WHAT IS EXPECTED :: Filter the entries that follow, copying every line in which the word "screenshot" appears.

[BEGIN]

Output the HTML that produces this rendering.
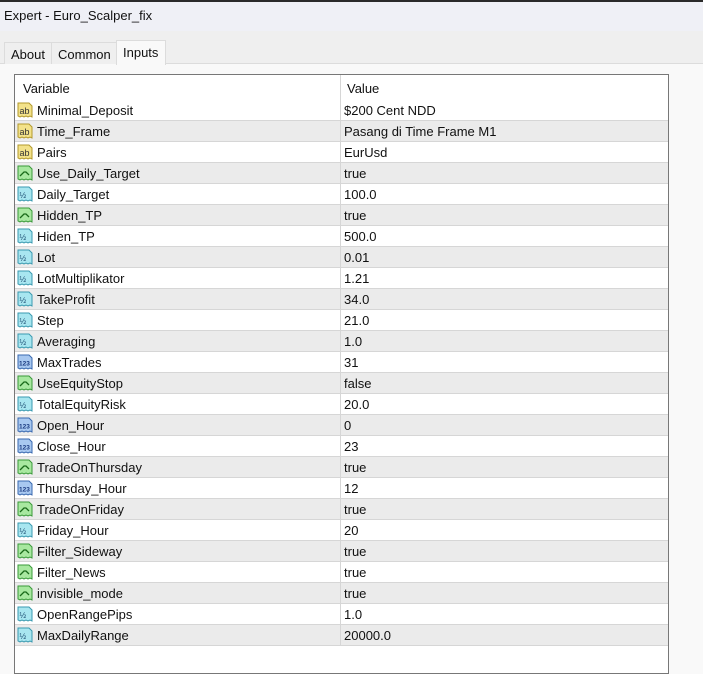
<!DOCTYPE html>
<html><head><meta charset="utf-8"><style>
*{margin:0;padding:0;box-sizing:border-box}
body{width:703px;height:663px;overflow:hidden;background:#f9f9f9;font-family:"Liberation Sans",sans-serif;font-size:13px;color:#111;position:relative}
#title{position:absolute;left:0;top:0;width:703px;height:31px;background:#eff0f6;border-top:2px solid #2a2a2a}
#title span{position:absolute;left:4px;top:6px;font-size:13px}
#tabbar{position:absolute;left:0;top:31px;width:703px;height:33px;background:#efefef;border-bottom:1px solid #dcdcdc}
.tab{position:absolute;top:11px;height:22px;border:1px solid #dcdcdc;border-bottom:none;background:#efefef;padding:4px 6px;font-size:13px}
.tab.sel{top:9px;height:25px;background:#f9f9f9;padding-top:4px}
#table{position:absolute;left:14px;top:74px;width:655px;height:600px;border:1px solid #777;background:#fff}
.row{position:absolute;left:0;width:653px;height:21px;border-bottom:1px solid #d6d6d6}
.row.alt{background:#ebebeb}
.row .n{position:absolute;left:22px;top:3px}
.row .v{position:absolute;left:329px;top:3px}
.row .d{position:absolute;left:325px;top:0;width:1px;height:21px;background:#d6d6d6}
.row svg{position:absolute;left:2px;top:2px}
#hdr{position:absolute;left:0;top:0;width:653px;height:25px;background:#fff}
#hdr .a{position:absolute;left:8px;top:6px}
#hdr .b{position:absolute;left:332px;top:6px}
#hdr .d{position:absolute;left:325px;top:0;width:1px;height:25px;background:#d6d6d6}
</style></head><body>
<div id="title"><span>Expert - Euro_Scalper_fix</span></div>
<div id="tabbar">
<div class="tab" style="left:4px;width:48px">About</div>
<div class="tab" style="left:51px;width:66px">Common</div>
<div class="tab sel" style="left:116px;width:50px">Inputs</div>
</div>
<div id="table">
<div id="hdr"><span class="a">Variable</span><div class="d"></div><span class="b">Value</span></div>
<div id="rows"></div>
</div>
<script>
var ab='<svg width="17" height="17" viewBox="0 0 17 17"><path d="M1 1h11l3 3v11l-2-1-2 1-2-1-2 1-2-1-2 1-2-1z" fill="#f3e28a" stroke="#b39a2c"/><text x="2.5" y="12" font-size="9" font-family="Liberation Sans" fill="#333">ab</text></svg>';
var bl='<svg width="17" height="17" viewBox="0 0 17 17"><path d="M1 1h11l3 3v11l-2-1-2 1-2-1-2 1-2-1-2 1-2-1z" fill="#a8e8a0" stroke="#3a9a3a"/><path d="M3 11l4-4h2l3 3" stroke="#1a6a1a" fill="none" stroke-width="1.3"/></svg>';
var db='<svg width="17" height="17" viewBox="0 0 17 17"><path d="M1 1h11l3 3v11l-2-1-2 1-2-1-2 1-2-1-2 1-2-1z" fill="#a8e6f0" stroke="#3a9ab0"/><text x="2.5" y="12" font-size="8" font-family="Liberation Sans" fill="#1a4a70">½</text></svg>';
var it='<svg width="17" height="17" viewBox="0 0 17 17"><path d="M1 1h11l3 3v11l-2-1-2 1-2-1-2 1-2-1-2 1-2-1z" fill="#a8c8f0" stroke="#3a6ab0"/><text x="2" y="11.5" font-size="6.5" font-weight="bold" font-family="Liberation Sans" fill="#1a3a80">123</text></svg>';
var d=[[ab,"Minimal_Deposit","$200 Cent NDD"],[ab,"Time_Frame","Pasang di Time Frame M1"],[ab,"Pairs","EurUsd"],[bl,"Use_Daily_Target","true"],[db,"Daily_Target","100.0"],[bl,"Hidden_TP","true"],[db,"Hiden_TP","500.0"],[db,"Lot","0.01"],[db,"LotMultiplikator","1.21"],[db,"TakeProfit","34.0"],[db,"Step","21.0"],[db,"Averaging","1.0"],[it,"MaxTrades","31"],[bl,"UseEquityStop","false"],[db,"TotalEquityRisk","20.0"],[it,"Open_Hour","0"],[it,"Close_Hour","23"],[bl,"TradeOnThursday","true"],[it,"Thursday_Hour","12"],[bl,"TradeOnFriday","true"],[db,"Friday_Hour","20"],[bl,"Filter_Sideway","true"],[bl,"Filter_News","true"],[bl,"invisible_mode","true"],[db,"OpenRangePips","1.0"],[db,"MaxDailyRange","20000.0"]];
var h='';d.forEach(function(r,i){h+='<div class="row'+(i%2?' alt':'')+'" style="top:'+(25+i*21)+'px">'+r[0]+'<span class="n">'+r[1]+'</span><div class="d"></div><span class="v">'+r[2]+'</span></div>';});
document.getElementById('rows').innerHTML=h;
</script>
</body></html>
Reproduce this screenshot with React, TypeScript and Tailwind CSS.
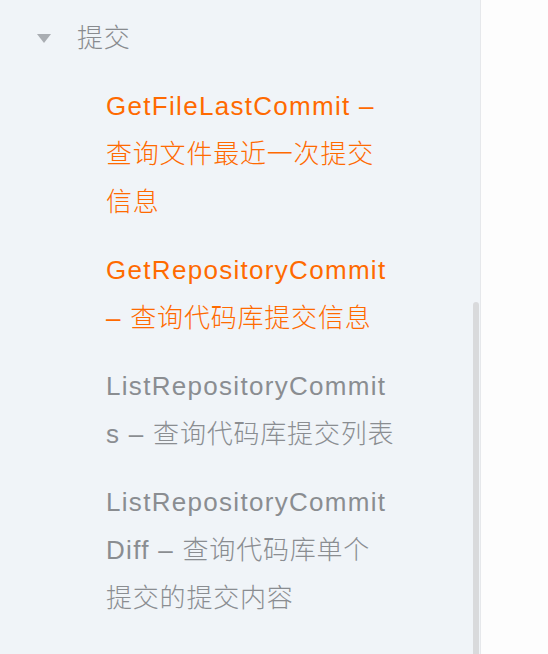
import React from "react";

type Item = { lines: string[]; active?: boolean };

const ITEMS: Item[] = [
  { lines: ["GetFileLastCommit –", "查询文件最近一次提交", "信息"], active: true },
  { lines: ["GetRepositoryCommit", "– 查询代码库提交信息"], active: true },
  { lines: ["ListRepositoryCommit", "s – 查询代码库提交列表"] },
  { lines: ["ListRepositoryCommit", "Diff – 查询代码库单个", "提交的提交内容"] },
];

// latin runs get wider tracking than the CJK ones
function Line({ text }: { text: string }) {
  const parts = text.split(/([\u4e00-\u9fff]+)/).filter(Boolean);
  return (
    <span className="block whitespace-nowrap">
      {parts.map((p, i) =>
        /[\u4e00-\u9fff]/.test(p) ? (
          <span key={i} className="tracking-[0.8px]">{p}</span>
        ) : (
          <span key={i} className="tracking-[1.3px]">{p}</span>
        )
      )}
    </span>
  );
}

export default function App() {
  return (
    <div
      className="flex h-[654px] w-[548px] overflow-hidden bg-[#fdfdfd]"
      style={{ fontFamily: '"Liberation Sans", "Noto Sans CJK SC", sans-serif' }}
    >
      <aside className="relative w-[481px] shrink-0 border-r border-[#e6e8eb] bg-[#f0f4f8]">
        <div className="mt-[14px] flex h-12 items-center">
          <span className="ml-[37px] h-0 w-0 border-x-[7px] border-t-[9px] border-x-transparent border-t-[#a9adb2]" />
          <span className="ml-[26px] text-[26px] font-light leading-[48px] tracking-[0.8px] text-[#888b8f]">
            提交
          </span>
        </div>
        <ul className="mt-5 flex flex-col gap-5 pl-[106px]">
          {ITEMS.map((it) => (
            <li
              key={it.lines[0] + it.lines[1]}
              className={`text-[26px] font-light leading-[48px] ${
                it.active ? "text-[#ff6a00]" : "text-[#8a8d91]"
              }`}
            >
              {it.lines.map((l) => (
                <Line key={l} text={l} />
              ))}
            </li>
          ))}
        </ul>
        <div className="absolute bottom-0 right-[1px] top-[302px] w-[6px] rounded-t-[3px] bg-[#d9dadc]" />
      </aside>
      <div className="flex-1" />
    </div>
  );
}
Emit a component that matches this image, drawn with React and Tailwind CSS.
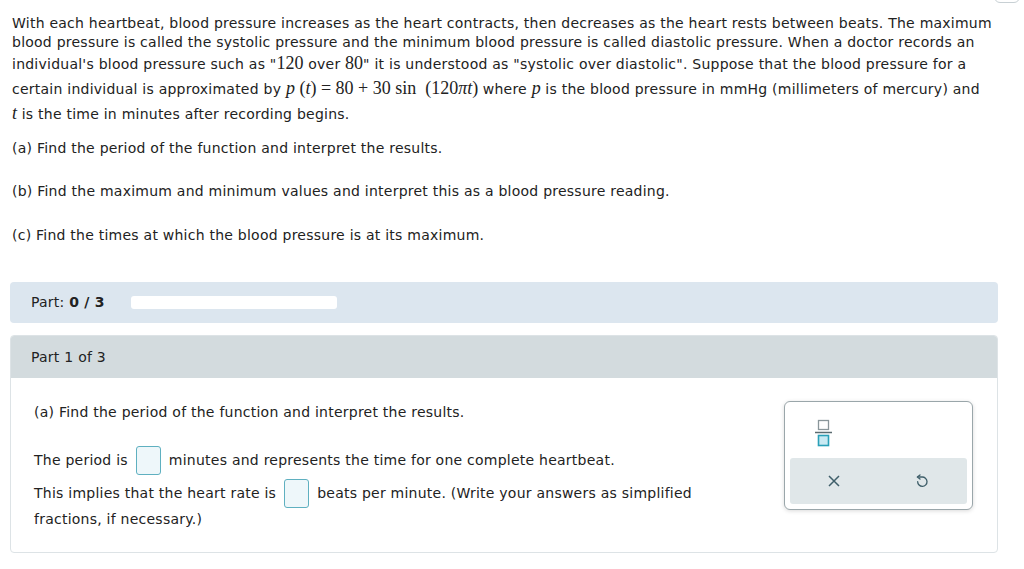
import React from "react";

const serif = "font-['Liberation_Serif','Times_New_Roman',serif] tracking-normal";

function M({ children, italic }) {
  return (
    <span className={`${serif} text-[18px] ${italic ? "italic" : ""}`}>{children}</span>
  );
}

function Box() {
  return (
    <span className="inline-block shrink-0 w-[25px] h-[29px] rounded-[3px] border border-[#5fb0c0] bg-[#eef7fa] mx-[8px]" />
  );
}

export default function App() {
  return (
    <div className="w-[1024px] h-[569px] bg-white text-[#222] font-['DejaVu_Sans',Verdana,sans-serif] text-[14px] tracking-[0.24px] relative overflow-hidden">
      <div className="absolute right-[4px] -top-[10px] w-[26px] h-[13px] rounded-[6px] border border-[#c8d0d4]" />
      <div className="pl-[12px] pt-[14px]">
        <div className="leading-[19px]">With each heartbeat, blood pressure increases as the heart contracts, then decreases as the heart rests between beats. The maximum</div>
        <div className="leading-[18px]">blood pressure is called the systolic pressure and the minimum blood pressure is called diastolic pressure. When a doctor records an</div>
        <div className="leading-[24px]">individual's blood pressure such as "<M>120</M> over <M>80</M>" it is understood as "systolic over diastolic". Suppose that the blood pressure for a</div>
        <div className="leading-[24px]">
          certain individual is approximated by <M italic>p</M>
          <span className={`${serif} text-[18px] whitespace-pre`}> (<i>t</i>) = 80 + 30 sin  (120<i>πt</i>) </span>where <M italic>p</M> is the blood pressure in mmHg (millimeters of mercury) and
        </div>
        <div className="leading-[24px]"><M italic>t</M> is the time in minutes after recording begins.</div>
        <div className="mt-[12px] leading-[20px]">(a) Find the period of the function and interpret the results.</div>
        <div className="mt-[23px] leading-[20px]">(b) Find the maximum and minimum values and interpret this as a blood pressure reading.</div>
        <div className="mt-[24px] leading-[20px]">(c) Find the times at which the blood pressure is at its maximum.</div>
      </div>

      <div className="mx-[10px] w-[988px] mt-[37px] h-[41px] rounded-[4px] bg-[#dce6ef] flex items-center pl-[21px]">
        <span>Part: <b>0 / 3</b></span>
        <div className="ml-[26px] w-[206px] h-[13px] rounded-[3px] bg-white" />
      </div>

      <div className="mx-[10px] w-[988px] mt-[12px] h-[218px] rounded-[4px] border border-[#dde3e6] overflow-hidden">
        <div className="h-[42px] bg-[#d3dbde] flex items-center pl-[20px]">Part 1 of 3</div>
        <div className="flex">
          <div className="flex-1 pl-[23px] pt-[24px]">
            <div className="leading-[20px]">(a) Find the period of the function and interpret the results.</div>
            <div className="mt-[22px] h-[33px] flex items-center whitespace-nowrap">The period is<Box />minutes and represents the time for one complete heartbeat.</div>
            <div className="h-[33px] flex items-center whitespace-nowrap">This implies that the heart rate is<Box />beats per minute. (Write your answers as simplified</div>
            <div className="leading-[19px]">fractions, if necessary.)</div>
          </div>
          <div className="w-[189px] mr-[24px] mt-[23px] h-[109px] rounded-[6px] border border-[#9aa6aa] shadow-[0_1px_4px_rgba(0,0,0,0.15)] bg-white p-[5px] flex flex-col">
            <div className="h-[51px] pl-[23px] pt-[10px]">
              <svg width="20" height="30" viewBox="0 0 20 30">
                <rect x="5.5" y="3.5" width="10" height="9" fill="none" stroke="#8a969a" strokeWidth="1.3" />
                <line x1="2" y1="15.5" x2="19" y2="15.5" stroke="#5b6b70" strokeWidth="1.3" />
                <rect x="5.5" y="18.5" width="10" height="10" fill="#c9eaf3" stroke="#2aa0b8" strokeWidth="1.6" />
              </svg>
            </div>
            <div className="flex-1 rounded-[3px] bg-[#e0e7e9] flex items-center justify-around">
              <svg width="14" height="14" viewBox="0 0 14 14">
                <path d="M2 2 L12 12 M12 2 L2 12" stroke="#3f5f6a" strokeWidth="1.5" />
              </svg>
              <svg width="16" height="16" viewBox="0 0 24 24" fill="none" stroke="#3f5f6a" strokeWidth="2" strokeLinecap="round" strokeLinejoin="round">
                <path d="M9 3 L5 6 L9 9" />
                <path d="M6 6 H12 A7 7 0 1 1 5.5 13" />
              </svg>
            </div>
          </div>
        </div>
      </div>
    </div>
  );
}
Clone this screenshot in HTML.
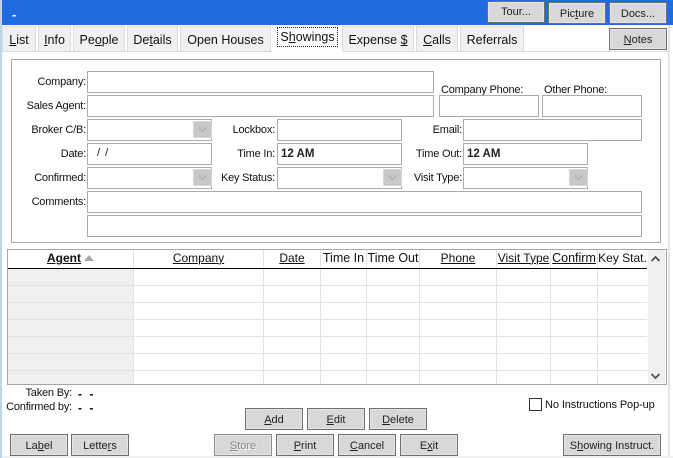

[END]

SOLUTION TO THE PROBLEM ::
Reproduce this screenshot with React, TypeScript and Tailwind CSS.
Clone this screenshot in HTML.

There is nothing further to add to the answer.